After we made the obligatory bowls and learned the coil, wheel, and pinch pot methods it was time to make a bigger project.  I chose to sculpt a bust of a child.  I began with a sketch and wanted to see if I could do the same in 3 dimensions.  I worked during school and after school and when completed was very proud of my work.   

Miss "J", used to say that  there are two stages of an art project, ah-hah, and oh-oh.  You do not want to get to oh-oh.  I was sure I had reached ah-hah.   It truly looked like the head of a small child, made you smile to look at the sweetness of it.
Which is exactly why Miss "J" did not like it.  

"Trite," she said.   I had not even gotten to ah-hah yet, she said.  "Trite".  Is it not good?  Does is not look like a little child?   It was hard to hold back my disappointment.  
But, she was optimistic that I could "fix" it in time to enter it in the exhibit at the art museum that spring.  She said, all I had to do was cut it into puzzle piece parts, paint them bright colors and reassemble them like a mobil from a stand.  She said it could symbolize the confusion that today's child faces in the world.  

I was aghast, not to mention confused, perhaps I could see her point. 

 I reluctantly did as she suggested.  When complete I hated it, I tried to hold back tears as I handed it in.  I asked for an extension to redo the project.  I had definitely gone way beyond oh-oh.   I told her I did not want to enter it in the exhibit.  

But Miss "J" thought it was fabulous.   She was not listening, excited I had completed it.  She raved about it though I do not recall a word of what she said.
Three weeks later, I was informed by Miss "J" that my entry won 2nd place in the city competition for high school students.  This was a city of over 100,000 people.  

I decided I would not go to the museum and be photographed next to my entry as I had 10 years earlier in front of my papier-mache balloon and tongue depressor elephant, in hindsight probably "trite".  I was not exactly sure why I was so resentful of my piece, perhaps I should be more open-minded, after all, it did win, so somebody liked it.  But, I still decided that I would put the experience in my past and carry on. 
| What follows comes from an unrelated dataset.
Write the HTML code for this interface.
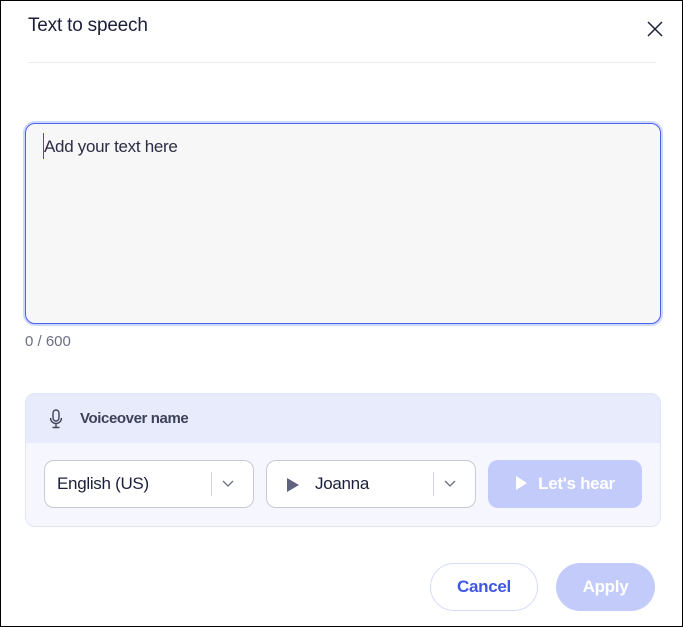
<!DOCTYPE html>
<html><head><style>
*{box-sizing:border-box;margin:0;padding:0}
body{width:683px;height:627px;background:#fff;font-family:"Liberation Sans",sans-serif;position:relative;overflow:hidden}
.frame{position:absolute;inset:0;border:1px solid #000}
.abs{position:absolute}
.title{left:28px;top:15px;font-size:19px;color:#1c1f3a;letter-spacing:-0.2px}
.sep{left:28px;top:62px;width:628px;height:1px;background:#ececf0}
.ta{left:25px;top:123px;width:636px;height:201px;background:#f7f7f7;border:1.5px solid #4a62f0;border-radius:10px;box-shadow:0 0 0 2px #d0d7fc}
.ph{left:44px;top:137px;font-size:17px;color:#2a2d45;letter-spacing:-0.3px}
.caret{left:43px;top:133px;width:1px;height:26px;background:#3550e8}
.count{left:25px;top:333px;font-size:15px;color:#6b6f80}
.panel{left:25px;top:393px;width:636px;height:134px;border:1px solid #e0e4f8;border-radius:10px;background:#f6f7fe;overflow:hidden}
.ph2{left:0;top:0;width:100%;height:49px;background:#e8ebfc}
.vn{left:54px;top:16px;font-size:15px;font-weight:bold;color:#3e4259;letter-spacing:-0.4px}
.sel{top:460px;width:210px;height:48px;background:#fff;border:1px solid #c8c9d2;border-radius:10px}
.sel .t{position:absolute;top:13px;font-size:17px;color:#1c1f3a;letter-spacing:-0.3px}
.sel .d{position:absolute;left:166px;top:11px;width:1px;height:24px;background:#d4d5dc}
.btn{border-radius:24px;font-size:17px;font-weight:bold;text-align:center;letter-spacing:-0.3px}
</style></head><body>
<div class="frame"></div>
<div class="abs title">Text to speech</div>
<svg class="abs" style="left:646px;top:20px" width="18" height="18" viewBox="0 0 18 18"><path d="M2 2L16 16M16 2L2 16" stroke="#1c1f3a" stroke-width="1.5"/></svg>
<div class="abs sep"></div>
<div class="abs ta"></div>
<div class="abs caret"></div>
<div class="abs ph">Add your text here</div>
<div class="abs count">0 / 600</div>
<div class="abs panel"><div class="abs ph2"></div>
<svg class="abs" style="left:23px;top:15px" width="14" height="20" viewBox="0 0 14 20"><rect x="4" y="1" width="6" height="11" rx="3" fill="none" stroke="#3e4259" stroke-width="1.4"/><path d="M1.5 9a5.5 5.5 0 0 0 11 0M7 14.5V18M3.5 18.5h7" fill="none" stroke="#3e4259" stroke-width="1.4"/></svg>
<div class="abs vn">Voiceover name</div></div>
<div class="abs sel" style="left:44px"><div class="t" style="left:12px">English (US)</div><div class="d"></div>
<svg style="position:absolute;left:177px;top:19px" width="12" height="8" viewBox="0 0 12 8"><path d="M1 1l5 5 5-5" fill="none" stroke="#6b6f80" stroke-width="1.3"/></svg></div>
<div class="abs sel" style="left:266px"><svg style="position:absolute;left:19px;top:16px" width="14" height="16" viewBox="0 0 14 16"><path d="M1 1L13 8L1 15Z" fill="#5f6380"/></svg><div class="t" style="left:48px">Joanna</div><div class="d"></div>
<svg style="position:absolute;left:177px;top:19px" width="12" height="8" viewBox="0 0 12 8"><path d="M1 1l5 5 5-5" fill="none" stroke="#6b6f80" stroke-width="1.3"/></svg></div>
<div class="abs btn" style="left:488px;top:460px;width:154px;height:48px;background:#c3cbfb;border-radius:10px;color:#fff;line-height:48px"><svg style="vertical-align:-2px;margin-right:10px" width="13" height="16" viewBox="0 0 13 16"><path d="M1 1L12 8L1 15Z" fill="#fff"/></svg>Let's hear</div>
<div class="abs btn" style="left:430px;top:563px;width:108px;height:48px;border:1px solid #d7dcfb;color:#3f57e8;line-height:46px">Cancel</div>
<div class="abs btn" style="left:556px;top:563px;width:99px;height:48px;background:#c3cbfb;color:#fff;line-height:48px">Apply</div>
</body></html>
After the sculpture had its debut at the museum, it was to be sent back to the school.  I could not wait to get my hands on it and soak it in water to see if I could reuse the clay.  The day it was supposed to arrive, I entered the school and was greeted by my English teacher, with a congratulations on my art project.  
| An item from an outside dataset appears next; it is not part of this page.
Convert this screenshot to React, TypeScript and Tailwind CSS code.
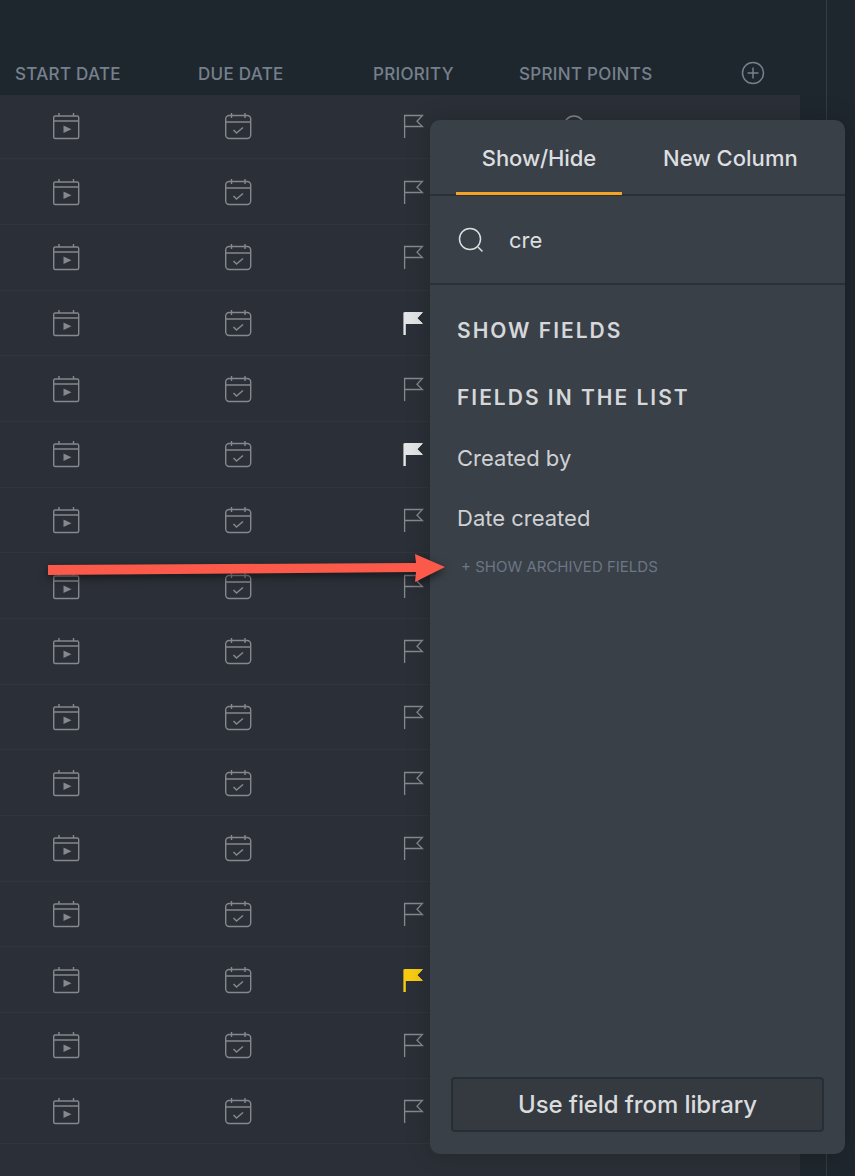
const rowFlags: Array<'none' | 'white' | 'yellow'> = [
  'none', 'none', 'none', 'white', 'none', 'white', 'none', 'none',
  'none', 'none', 'none', 'none', 'none', 'yellow', 'none', 'none',
];

function StartIcon() {
  return (
    <svg width="28" height="28" viewBox="0 0 28 28" fill="none" stroke="#85888c" strokeWidth="1.4">
      <rect x="1.7" y="4" width="25" height="22.5" rx="1.5" />
      <path d="M1.7 9h25M7 1v3M21.5 1v3" />
      <path d="M11.5 13.5l8 3.8-8 3.8z" fill="#85888c" stroke="none" />
    </svg>
  );
}

function DueIcon() {
  return (
    <svg width="28" height="28" viewBox="0 0 28 28" fill="none" stroke="#85888c" strokeWidth="1.4">
      <rect x="1.7" y="3.5" width="25" height="23" rx="3.5" />
      <path d="M1.7 10h25M7.5 1v5M21 1v5" />
      <path d="M9.5 18l3 3 6.5-5.5" strokeWidth="1.5" />
    </svg>
  );
}

function FlagIcon({ kind }: { kind: 'none' | 'white' | 'yellow' }) {
  const color = kind === 'white' ? '#e4e5e7' : kind === 'yellow' ? '#f7cc12' : '#85888c';
  if (kind === 'none') {
    return (
      <svg width="22" height="24" viewBox="0 0 22 24" fill="none" stroke={color} strokeWidth="1.3">
        <path d="M1.6 24V1.5h17.8l-5.4 5.7 5.4 5.3H1.6" />
      </svg>
    );
  }
  return (
    <svg width="22" height="24" viewBox="0 0 22 24" fill={color} stroke={color}>
      <path d="M1.6 24V1.5" strokeWidth="2.4" />
      <path d="M1.6 1.5h17.8l-5.4 5.7 5.4 5.3H1.6z" strokeWidth="1" />
    </svg>
  );
}

function Row({ flag }: { flag: 'none' | 'white' | 'yellow' }) {
  return (
    <div className="grid grid-cols-[132px_212px_140px_180px] h-[65.67px] items-center border-b border-[#31363d]">
      <div className="flex justify-center"><StartIcon /></div>
      <div className="flex justify-center"><DueIcon /></div>
      <div className="flex justify-center"><FlagIcon kind={flag} /></div>
      <div className="flex justify-center">
        <svg width="22" height="22" viewBox="0 0 22 22" fill="none" stroke="#85888c" strokeWidth="1.3">
          <circle cx="11" cy="11" r="10" />
          <path d="M11 5v7" />
        </svg>
      </div>
    </div>
  );
}

export default function App() {
  return (
    <div className="relative flex w-[855px] h-[1176px] overflow-hidden bg-[#1f272e] font-['Inter',sans-serif]">
      <div className="w-[827px] h-full border-r border-[#333b43] flex flex-col">
        {/* Column headers */}
        <div className="h-[95px] shrink-0 pt-[63px] pl-[15px] flex items-start text-[17px] leading-[22px] font-medium tracking-[0.3px] text-[#76808d]">
          <span className="w-[183px]">START DATE</span>
          <span className="w-[175px]">DUE DATE</span>
          <span className="w-[146px]">PRIORITY</span>
          <span className="w-[222px]">SPRINT POINTS</span>
          <svg className="-mt-[2px]" width="24" height="24" viewBox="0 0 24 24" fill="none" stroke="#76808d" strokeWidth="1.5">
            <circle cx="12" cy="12" r="10.5" />
            <path d="M12 6.5v11M6.5 12h11" />
          </svg>
        </div>

        {/* Table rows */}
        <div className="w-[800px] flex-1 bg-[#2b3038] overflow-hidden">
          <div className="-mt-[1.3px]">
            {rowFlags.map((flag, i) => (
              <Row key={i} flag={flag} />
            ))}
          </div>
        </div>
      </div>

      {/* Show/Hide dropdown */}
      <div className="absolute left-[430px] top-[120px] w-[415px] h-[1034px] rounded-[10px] bg-[#3a4047] shadow-[0_0_24px_rgba(0,0,0,0.22)] flex flex-col text-[#dcdee0]">
        <div className="h-[76px] shrink-0 flex border-b-2 border-[#2a3037]">
          <div className="ml-[26px] w-[166px] h-[75px] border-b-[3px] border-[#f5a225] flex items-center justify-center pt-[5px] text-[22px] font-medium tracking-[-0.1px]">
            Show/Hide
          </div>
          <div className="ml-[41px] h-[75px] flex items-center pt-[1px] text-[22px] font-medium tracking-[0.05px]">
            New Column
          </div>
        </div>

        <div className="h-[89px] shrink-0 flex items-center pl-[28px] border-b-2 border-[#2a3037]">
          <svg width="26" height="26" viewBox="0 0 26 26" fill="none" stroke="#dcdee0" strokeWidth="1.5">
            <circle cx="12" cy="12" r="10.5" />
            <path d="M20 20l4.5 4.5" />
          </svg>
          <span className="ml-[25px] pt-[2px] text-[22px] text-[#dcdee0]">cre</span>
        </div>

        <div className="pl-[27px] pt-[33px] flex flex-col items-start">
          <h3 className="text-[21px] leading-[26px] font-semibold tracking-[2px] text-[#d5d7da]">SHOW FIELDS</h3>
          <h3 className="mt-[41px] text-[21px] leading-[26px] font-semibold tracking-[2px] text-[#d5d7da]">FIELDS IN THE LIST</h3>
          <p className="mt-[34px] text-[22px] leading-[26px] text-[#cfd1d4]">Created by</p>
          <p className="mt-[34px] text-[22px] leading-[26px] text-[#cfd1d4]">Date created</p>
          <p className="mt-[27px] ml-[4px] text-[15px] leading-[18px] text-[#6b7686]">+ SHOW ARCHIVED FIELDS</p>
        </div>

        <button className="mt-auto mb-[22px] mx-[21px] h-[55px] shrink-0 rounded-[4px] border-2 border-[#282e35] bg-[#353a41] text-[24px] font-medium tracking-[-0.1px] text-[#d9dbdd]">
          Use field from library
        </button>
      </div>

      {/* Annotation arrow */}
      <svg className="absolute left-[40px] top-[545px] drop-shadow-[0_3px_4px_rgba(0,0,0,0.55)]" width="420" height="50" viewBox="0 0 420 50" fill="#fb5a4b">
        <path d="M8 20l368-2-1-9 30 13-30 15 1-10-368 3z" />
      </svg>
    </div>
  );
}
I was aghast, as he stepped aside to show me the blue and red "head mobile" in the middle of the display case in the front hall of the school with a big blue 2nd place ribbon on it and a fat lettered sign with my name written as big as life.   

I was mortified.  NO!  I Screamed.  It isn't right.   I suddenly realized why I hated it so much.  It wasn't mine, not the idea or the meaning behind it, or the tone, nothing.   

This should not have my name on it.  Mine was sweet, innocent, ok. even trite, but not this horrific example of 1970s lunacy.  For one week it sat in the display case.  One day was all it took for me to realize the importance for standing up for who you are and what you believe in before it is too late.  

I threw the ribbon away.  I threw the sculpture away.  I have left what is most important, though.  I have the lesson to strive for and stop at ah-hah, to avoid reaching oh-oh. That was Miss "J"s lesson for art, but I have come to realize that it applies to life.  

Miss "J" taught me another lesson for which I am most grateful:  Be judged only by yourself, not by the Miss "J"s that surround us.   My oh-oh, was not the sculpture; nor was it my ah-hah.  My oh-oh was not standing up for myself, my ah-hah was realizing the problem and learning from it.  To this day I pass on this lesson to my students.  Be yourself, in art and life.  Aim for ah-hah in both fields.

Though I pursued a career in education, not art, I have managed to end up in the art field and feel at home here as I always have, a bit on the traditional side and still trying to balance the trite with the extraordinary.  And now that I work everyday in the art of quilting, operating a company who's name ends in "art", I can honestly say that my day to day experiences are anything but trite.